====== Provided records
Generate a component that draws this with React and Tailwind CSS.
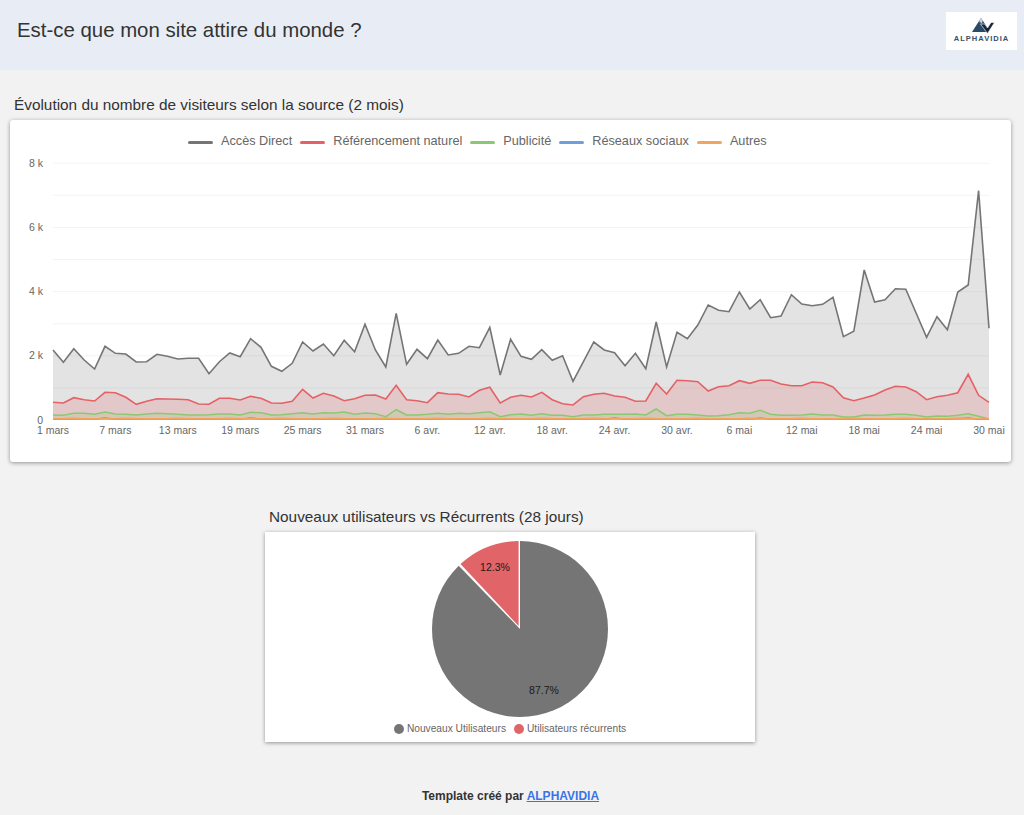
import React from 'react'

// heights above the baseline, in chart pixels, one per day from 1 mars to 30 mai
const direct = [70, 57.7, 71.3, 60, 51, 73.7, 66.7, 66, 58, 58.3, 65.7, 63.7, 61, 61.7, 61.7, 46.3, 58.3, 67, 63.3, 81.3, 72.7, 53.7, 48.7, 56.7, 78, 69, 76, 64.3, 79.7, 68.3, 95.7, 70, 53, 106.7, 55.7, 70.7, 61.3, 80, 65, 66.7, 73.7, 72.3, 92.7, 45, 80.7, 63.7, 60.7, 70.3, 59.7, 64.3, 38.7, 58.3, 78, 70, 67.3, 54.3, 66.7, 51.3, 98, 53, 87.7, 81.3, 95, 115, 109.7, 108.3, 128, 111, 120.3, 102.3, 104, 125.3, 116, 114.3, 115.7, 122.7, 83.3, 88.7, 150, 118, 120.3, 131.3, 130.7, 106.7, 82.7, 103.3, 90.3, 128, 135, 229.3, 91.7]
const organic = [17.7, 17, 22.3, 20.3, 19, 27.7, 27.3, 22.7, 15.7, 18.7, 21.3, 21, 20.7, 20.3, 16, 15.7, 21.7, 21.7, 20, 23.7, 21.7, 17, 16.7, 18.7, 30.7, 22, 26.7, 24, 19.3, 21.3, 24.7, 25, 21, 34.7, 20.3, 19.3, 17.3, 27.3, 26, 25.7, 23, 29.7, 32.7, 17, 22.7, 24.7, 23, 27.7, 20.3, 16.3, 15, 23.3, 25.7, 26.7, 24, 22.7, 18.7, 19, 36.7, 26, 39.7, 39.3, 38.3, 29, 33.3, 34.3, 39.3, 36.7, 39.7, 39.7, 36, 34.3, 34.3, 38, 37.3, 33, 22.3, 19.3, 22, 25, 30, 33.7, 33, 28.3, 20.3, 23.3, 24.7, 27.3, 45.7, 24.7, 17.7]
const ads = [5, 4.7, 6.7, 6.7, 5.7, 8, 6, 5.7, 5, 6, 6.7, 6.3, 5.7, 5, 5, 5.3, 6, 6, 5, 7.7, 7.3, 5, 5.3, 6.3, 7.3, 6, 7.3, 7, 8, 5.7, 7, 6.3, 3.3, 10.3, 5, 5, 5.7, 6.7, 5.7, 6.7, 6.3, 7.3, 8.3, 3.3, 5.3, 6, 4.7, 6.3, 4.7, 4.7, 3.3, 5, 5, 5.7, 5.7, 5.7, 6, 5, 11, 4.3, 5.7, 5.7, 5, 4, 4.3, 5.3, 7.3, 6.7, 9.7, 5.7, 4.7, 4.7, 5, 6, 5, 5, 3, 3, 5, 4.7, 5, 5.7, 5.7, 4.7, 3, 4, 3.7, 4.7, 6.3, 3.7, 1]
const social = direct.map((_, i) => (i === 5 || i === 19 || i === 54 || i === 68 || i === 88 ? 2 : i % 7 === 3 ? 1.2 : 0.7))
const others = direct.map((_, i) => (i % 5 === 2 ? 1.6 : 1.2))

const series = [
  { label: 'Accès Direct', color: '#757575', swatch: 'bg-[#757575]', data: direct },
  { label: 'Référencement naturel', color: '#e46166', swatch: 'bg-[#e46166]', data: organic },
  { label: 'Publicité', color: '#8cc873', swatch: 'bg-[#8cc873]', data: ads },
  { label: 'Réseaux sociaux', color: '#6c9fdc', swatch: 'bg-[#6c9fdc]', data: social },
  { label: 'Autres', color: '#f3a55f', swatch: 'bg-[#f3a55f]', data: others },
]

const xTicks = ['1 mars', '7 mars', '13 mars', '19 mars', '25 mars', '31 mars', '6 avr.', '12 avr.', '18 avr.', '24 avr.', '30 avr.', '6 mai', '12 mai', '18 mai', '24 mai', '30 mai']
const yTicks = ['0', '2 k', '4 k', '6 k', '8 k']

const BASE = 265
const LEFT = 43
const STEP = 10.4

const px = (i) => LEFT + i * STEP
const linePoints = (data) => data.map((h, i) => `${px(i).toFixed(1)},${(BASE - h).toFixed(1)}`).join(' ')

const AreaChart = () => (
  <svg width="1001" height="285" viewBox="0 0 1001 285" className="block">
    {[1, 2, 3, 4, 5, 6, 7, 8].map((k) => (
      <line key={k} x1={LEFT} x2="979" y1={BASE - k * 32.1} y2={BASE - k * 32.1} stroke="#f4f4f4" strokeWidth="1" />
    ))}
    {series.map((s) => (
      <g key={s.label}>
        <polygon
          points={`${px(0)},${BASE} ${linePoints(s.data)} ${px(90)},${BASE}`}
          fill={s.color}
          fillOpacity="0.2"
        />
        <polyline points={linePoints(s.data)} fill="none" stroke={s.color} strokeWidth="1.6" strokeLinejoin="miter" />
      </g>
    ))}
    {yTicks.map((t, i) => (
      <text key={t} x="33" y={BASE - i * 64.25 + 3.5} textAnchor="end" fontSize="10.5" fill="#666666">{t}</text>
    ))}
    {xTicks.map((t, i) => (
      <text key={t} x={px(i * 6)} y="279" textAnchor="middle" fontSize="10.5" fill="#666666">{t}</text>
    ))}
  </svg>
)

const PieChart = () => (
  <svg width="180" height="180" viewBox="0 0 180 180" className="block">
    <circle cx="90" cy="90" r="88" fill="#757575" />
    <path d="M90 90 L90 1 L89 1 A89 89 0 0 0 28 26 Z" fill="#ffffff" />
    <path d="M88.6 87 L88.6 2 A88 88 0 0 0 30.5 25 Z" fill="#e06468" />
    <text x="65" y="32" textAnchor="middle" fontSize="10.5" fill="#1a1a1a">12.3%</text>
    <text x="114" y="155" textAnchor="middle" fontSize="10.5" fill="#1a1a1a">87.7%</text>
  </svg>
)

const Logo = () => (
  <div className="w-[71px] h-[38px] bg-white flex flex-col items-center pt-[5px]">
    <svg width="24" height="17" viewBox="0 0 24 17" className="block ml-[3px]">
      <path d="M1 15 L10 1 L18 13 L16 15 Z" fill="#2b4a68" />
      <path d="M8.3 3.5 L10 1 L11.7 3.5 L11 6.5 L9.5 5 L9 6.5 Z" fill="#c9d3dc" />
      <path d="M9.5 7 L13.5 7 L16.5 11 L20 5.5 L23.5 5.5 L16.5 16.5 Z" fill="#16253d" stroke="#ffffff" strokeWidth="0.6" />
    </svg>
    <span className="text-[7.5px] leading-[9px] font-bold tracking-[1px] text-[#34506c] whitespace-nowrap">ALPHAVIDIA</span>
  </div>
)

export default function App() {
  return (
    <div className="h-[815px] overflow-hidden bg-[#f2f2f2] text-[#2b2b2b] [font-family:'Liberation_Sans',Arial,sans-serif]">
      <header className="h-[70px] bg-[#e8edf5] flex justify-between pl-[17px] pr-[7px] pt-[12px]">
        <h1 className="text-[20.4px] leading-[36px] text-[#333333]">Est-ce que mon site attire du monde ?</h1>
        <Logo />
      </header>

      <section className="px-[10px] pt-[26px]">
        <h2 className="pl-[4px] text-[15.35px] leading-[18px] text-[#333333]">Évolution du nombre de visiteurs selon la source (2 mois)</h2>
        <div className="mt-[6px] w-[1001px] h-[342px] bg-white rounded-[3px] shadow-[0_1px_4px_rgba(0,0,0,0.4)] pt-[14px]">
          <div className="h-[16px] flex items-center gap-[8px] pl-[178px] text-[12.7px] text-[#666666]">
            {series.map((s) => (
              <div key={s.label} className="flex items-center gap-[8px]">
                <span className={`w-[25px] h-[3px] rounded-sm ${s.swatch}`} />
                <span>{s.label}</span>
              </div>
            ))}
          </div>
          <div className="mt-[5px]">
            <AreaChart />
          </div>
        </div>
      </section>

      <section className="ml-[265px] w-[490px] mt-[45px]">
        <h2 className="pl-[4px] text-[15.35px] leading-[20px] text-[#333333]">Nouveaux utilisateurs vs Récurrents (28 jours)</h2>
        <div className="mt-[5px] h-[210px] bg-white shadow-[0_1px_4px_rgba(0,0,0,0.4)] flex flex-col items-center pt-[7px]">
          <div className="ml-[20px]">
            <PieChart />
          </div>
          <div className="mt-[2px] flex items-center gap-[8px] text-[10.2px] text-[#666666]">
            <div className="flex items-center gap-[3px]">
              <span className="w-[10px] h-[10px] rounded-full bg-[#757575]" />
              <span>Nouveaux Utilisateurs</span>
            </div>
            <div className="flex items-center gap-[3px]">
              <span className="w-[10px] h-[10px] rounded-full bg-[#e06468]" />
              <span>Utilisateurs récurrents</span>
            </div>
          </div>
        </div>
      </section>

      <footer className="mt-[46px] text-center text-[12px] leading-[16px] font-bold text-[#333333] pr-[3px]">
        Template créé par <a href="#" className="text-[#3b72e8] underline">ALPHAVIDIA</a>
      </footer>
    </div>
  )
}
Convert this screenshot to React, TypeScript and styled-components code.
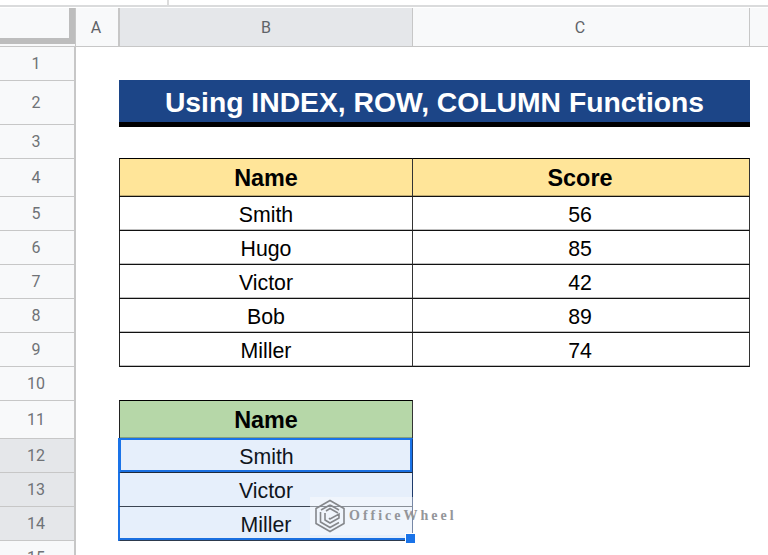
import React from 'react';
import styled, { createGlobalStyle } from 'styled-components';

const SCORES = [
  ['Smith', '56'],
  ['Hugo', '85'],
  ['Victor', '42'],
  ['Bob', '89'],
  ['Miller', '74'],
];
const PICKED = ['Smith', 'Victor', 'Miller'];

const RowHead: React.FC<{ n: number; h: number; active?: boolean }> = ({ n, h, active }) => (
  <RowLabel $h={h} $active={active}>{n}</RowLabel>
);

const Logo = () => (
  <svg width="32" height="34" viewBox="0 0 32 34" fill="none" stroke="#85878b" strokeWidth="1.6">
    <path d="M16 1.5 30 9.5v15L16 32.5 2 24.5v-15z" />
    <path d="M16 6 25 11M7 11l9-5M6.5 13v10l9.500 5.500 9-5" />
    <path d="M11 14v7l5 3 9-5v-4l-9 5-1-1" />
    <path d="M12 12l4-2.500 8 4.500" />
  </svg>
);

export default function App() {
  return (
    <>
      <GlobalStyle />
      <Page>
        <TopStrip />
        <Sheet>
          <Corner />
          <ColLabel $pad={2}>A</ColLabel>
          <ColLabel $active>B</ColLabel>
          <ColLabel $pad={2}>C</ColLabel>
          <ColEnd />

          <RowHead n={1} h={34} />
          <Blank />

          <RowHead n={2} h={44} />
          <Gutter />
          <Title>Using INDEX, ROW, COLUMN Functions</Title>
          <Gutter />

          <RowHead n={3} h={34} />
          <Blank />

          <RowHead n={4} h={38} />
          <Gutter />
          <Cell $bg="#ffe599" $bold $left>Name</Cell>
          <Cell $bg="#ffe599" $bold>Score</Cell>
          <Gutter />

          {SCORES.map(([name, score], i) => (
            <React.Fragment key={name}>
              <RowHead n={5 + i} h={34} />
              <Gutter />
              <Cell $left>{name}</Cell>
              <Cell>{score}</Cell>
              <Gutter />
            </React.Fragment>
          ))}

          <RowHead n={10} h={34} />
          <Blank />

          <RowHead n={11} h={38} />
          <Gutter />
          <Cell $bg="#b6d7a8" $bold $left>Name</Cell>
          <Gutter $wide />

          {PICKED.map((name, i) => (
            <React.Fragment key={name}>
              <RowHead n={12 + i} h={34} active />
              <Gutter />
              <Picked $first={i === 0} $last={i === PICKED.length - 1}>{name}</Picked>
              <Gutter $wide />
            </React.Fragment>
          ))}

          <RowHead n={15} h={34} />
          <Blank />
        </Sheet>
        <Watermark>
          <Logo />
          <Brand>OfficeWheel</Brand>
        </Watermark>
        <Handle />
      </Page>
    </>
  );
}

const GlobalStyle = createGlobalStyle`
  html, body {
    margin: 0;
    background: #fff;
    overflow: hidden;
  }
`;

const Page = styled.div`
  position: relative;
  width: 768px;
  height: 555px;
  overflow: hidden;
  font-family: 'Liberation Sans', Arial, sans-serif;
`;

const TopStrip = styled.div`
  position: relative;
  height: 5px;
  border-bottom: 2px solid #dadbdc;
  background: #fff;

  &::after {
    content: '';
    position: absolute;
    left: 167px;
    top: 0;
    width: 2px;
    height: 5px;
    background: #dcdcdc;
  }
`;

const Sheet = styled.div`
  display: grid;
  grid-template-columns: 76px 43px 294px 337px 18px;
  grid-auto-rows: min-content;
  margin-top: 1px;
`;

const Corner = styled.div`
  height: 39px;
  box-sizing: border-box;
  background: #f8f9fa;
  border-bottom: 1px solid #c7c7c7;
  border-right: 1px solid #c7c7c7;

  &::before {
    content: '';
    display: block;
    height: 36px;
    box-sizing: border-box;
    border-right: 6px solid #bdbdbd;
    border-bottom: 6px solid #bdbdbd;
  }
`;

const ColLabel = styled.div<{ $active?: boolean; $pad?: number }>`
  height: 39px;
  box-sizing: border-box;
  display: flex;
  align-items: center;
  justify-content: center;
  padding-right: ${({ $pad }) => $pad ?? 0}px;
  background: ${({ $active }) => ($active ? '#e5e7ea' : '#f8f9fa')};
  border-right: 1px solid #c7c7c7;
  border-bottom: 1px solid #c7c7c7;
  border-left: ${({ $active }) => ($active ? '1px solid #c7c7c7' : 'none')};
  color: #5f6368;
  font-family: Roboto, sans-serif;
  font-size: 16px;
`;

const ColEnd = styled.div`
  height: 39px;
  box-sizing: border-box;
  background: #f8f9fa;
  border-bottom: 1px solid #c7c7c7;
`;

const RowLabel = styled.div<{ $h: number; $active?: boolean }>`
  height: ${({ $h }) => $h}px;
  box-sizing: border-box;
  display: flex;
  align-items: center;
  justify-content: center;
  padding-right: 2px;
  background: ${({ $active }) => ($active ? '#e5e7ea' : '#f8f9fa')};
  border-right: 2px solid #c7c7c7;
  border-bottom: 1px solid #c7c7c7;
  color: #6f7276;
  font-family: Roboto, sans-serif;
  font-size: 16px;
`;

const Blank = styled.div`
  grid-column: 2 / -1;
`;

const Gutter = styled.div<{ $wide?: boolean }>`
  grid-column: ${({ $wide }) => ($wide ? 'span 2' : 'span 1')};
`;

const Title = styled.div`
  grid-column: span 2;
  height: 47px;
  margin: -1px 0 -2px;
  box-sizing: border-box;
  display: flex;
  align-items: center;
  justify-content: center;
  padding-top: 3px;
  background: #1c4587;
  border-bottom: 5px solid #000;
  color: #fff;
  font-size: 28.3px;
  font-weight: 700;
`;

const Cell = styled.div<{ $bg?: string; $bold?: boolean; $left?: boolean }>`
  box-sizing: border-box;
  display: flex;
  align-items: center;
  justify-content: center;
  height: ${({ $bold }) => ($bold ? 39 : 34)}px;
  margin-top: ${({ $bold }) => ($bold ? -1 : 0)}px;
  padding: ${({ $bold }) => ($bold ? 1 : 3)}px ${({ $left }) => ($left ? 0 : 2)}px 0 0;
  background: ${({ $bg }) => $bg ?? '#fff'};
  border-right: 1px solid #333;
  border-bottom: 1px solid #111;
  border-top: ${({ $bold }) => ($bold ? '1px solid #000' : 'none')};
  border-left: ${({ $left }) => ($left ? '1px solid #222' : 'none')};
  box-shadow: inset 0 -1px 0 rgba(0, 0, 0, 0.25);
  color: #000;
  font-size: ${({ $bold }) => ($bold ? 23.4 : 21.3)}px;
  font-weight: ${({ $bold }) => ($bold ? 700 : 400)};
`;

const Picked = styled.div<{ $first?: boolean; $last?: boolean }>`
  box-sizing: border-box;
  display: flex;
  align-items: center;
  justify-content: center;
  height: ${({ $first }) => ($first ? 35 : 34)}px;
  margin-top: ${({ $first }) => ($first ? -1 : 0)}px;
  padding-top: ${({ $first }) => ($first ? 2 : 3)}px;
  background: #e6effb;
  border-left: 1px solid #1a73e8;
  border-right: 1px solid #1d3a6b;
  border-bottom: 1px solid #3b4552;
  color: #10151c;
  font-size: 21.3px;
  box-shadow: -1px 0 0 #1a73e8;
  ${({ $first }) =>
    $first &&
    `
    border: 2px solid #1a73e8;
    border-right: 1px solid #1d3a6b;
    border-bottom: 1px solid #1f2a3a;
    box-shadow: inset 0 -2px 0 #1a6fe0, inset -2px 0 0 #1a73e8, -1px 0 0 #1a73e8;
  `}
  ${({ $last }) =>
    $last &&
    `
    border-bottom: 1px solid #2d3a4d;
    box-shadow: inset 0 -2px 0 #1a6fe0, -1px 0 0 #1a73e8;
  `}
`;

const Watermark = styled.div`
  position: absolute;
  left: 310px;
  top: 497px;
  width: 148px;
  height: 38px;
  display: flex;
  align-items: center;
  gap: 3px;
  padding-left: 4px;
  box-sizing: border-box;
  background: rgba(255, 255, 255, 0.4);
`;

const Brand = styled.span`
  font-family: 'Liberation Serif', serif;
  font-size: 14px;
  font-weight: 700;
  letter-spacing: 3px;
  white-space: nowrap;
  color: #94969a;
`;

const Handle = styled.div`
  position: absolute;
  left: 405px;
  top: 533px;
  width: 9px;
  height: 9px;
  background: #1a73e8;
  border: 1px solid #fff;
`;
============
_What needs to be done_
Leave out the pictures and repeat exactly the lines from the start of the material through the line that contains "const others = direct.map((_, i)", both included.

_The solution_
Generate a component that draws this with React and Tailwind CSS.
import React from 'react'

// heights above the baseline, in chart pixels, one per day from 1 mars to 30 mai
const direct = [70, 57.7, 71.3, 60, 51, 73.7, 66.7, 66, 58, 58.3, 65.7, 63.7, 61, 61.7, 61.7, 46.3, 58.3, 67, 63.3, 81.3, 72.7, 53.7, 48.7, 56.7, 78, 69, 76, 64.3, 79.7, 68.3, 95.7, 70, 53, 106.7, 55.7, 70.7, 61.3, 80, 65, 66.7, 73.7, 72.3, 92.7, 45, 80.7, 63.7, 60.7, 70.3, 59.7, 64.3, 38.7, 58.3, 78, 70, 67.3, 54.3, 66.7, 51.3, 98, 53, 87.7, 81.3, 95, 115, 109.7, 108.3, 128, 111, 120.3, 102.3, 104, 125.3, 116, 114.3, 115.7, 122.7, 83.3, 88.7, 150, 118, 120.3, 131.3, 130.7, 106.7, 82.7, 103.3, 90.3, 128, 135, 229.3, 91.7]
const organic = [17.7, 17, 22.3, 20.3, 19, 27.7, 27.3, 22.7, 15.7, 18.7, 21.3, 21, 20.7, 20.3, 16, 15.7, 21.7, 21.7, 20, 23.7, 21.7, 17, 16.7, 18.7, 30.7, 22, 26.7, 24, 19.3, 21.3, 24.7, 25, 21, 34.7, 20.3, 19.3, 17.3, 27.3, 26, 25.7, 23, 29.7, 32.7, 17, 22.7, 24.7, 23, 27.7, 20.3, 16.3, 15, 23.3, 25.7, 26.7, 24, 22.7, 18.7, 19, 36.7, 26, 39.7, 39.3, 38.3, 29, 33.3, 34.3, 39.3, 36.7, 39.7, 39.7, 36, 34.3, 34.3, 38, 37.3, 33, 22.3, 19.3, 22, 25, 30, 33.7, 33, 28.3, 20.3, 23.3, 24.7, 27.3, 45.7, 24.7, 17.7]
const ads = [5, 4.7, 6.7, 6.7, 5.7, 8, 6, 5.7, 5, 6, 6.7, 6.3, 5.7, 5, 5, 5.3, 6, 6, 5, 7.7, 7.3, 5, 5.3, 6.3, 7.3, 6, 7.3, 7, 8, 5.7, 7, 6.3, 3.3, 10.3, 5, 5, 5.7, 6.7, 5.7, 6.7, 6.3, 7.3, 8.3, 3.3, 5.3, 6, 4.7, 6.3, 4.7, 4.7, 3.3, 5, 5, 5.7, 5.7, 5.7, 6, 5, 11, 4.3, 5.7, 5.7, 5, 4, 4.3, 5.3, 7.3, 6.7, 9.7, 5.7, 4.7, 4.7, 5, 6, 5, 5, 3, 3, 5, 4.7, 5, 5.7, 5.7, 4.7, 3, 4, 3.7, 4.7, 6.3, 3.7, 1]
const social = direct.map((_, i) => (i === 5 || i === 19 || i === 54 || i === 68 || i === 88 ? 2 : i % 7 === 3 ? 1.2 : 0.7))
const others = direct.map((_, i) => (i % 5 === 2 ? 1.6 : 1.2))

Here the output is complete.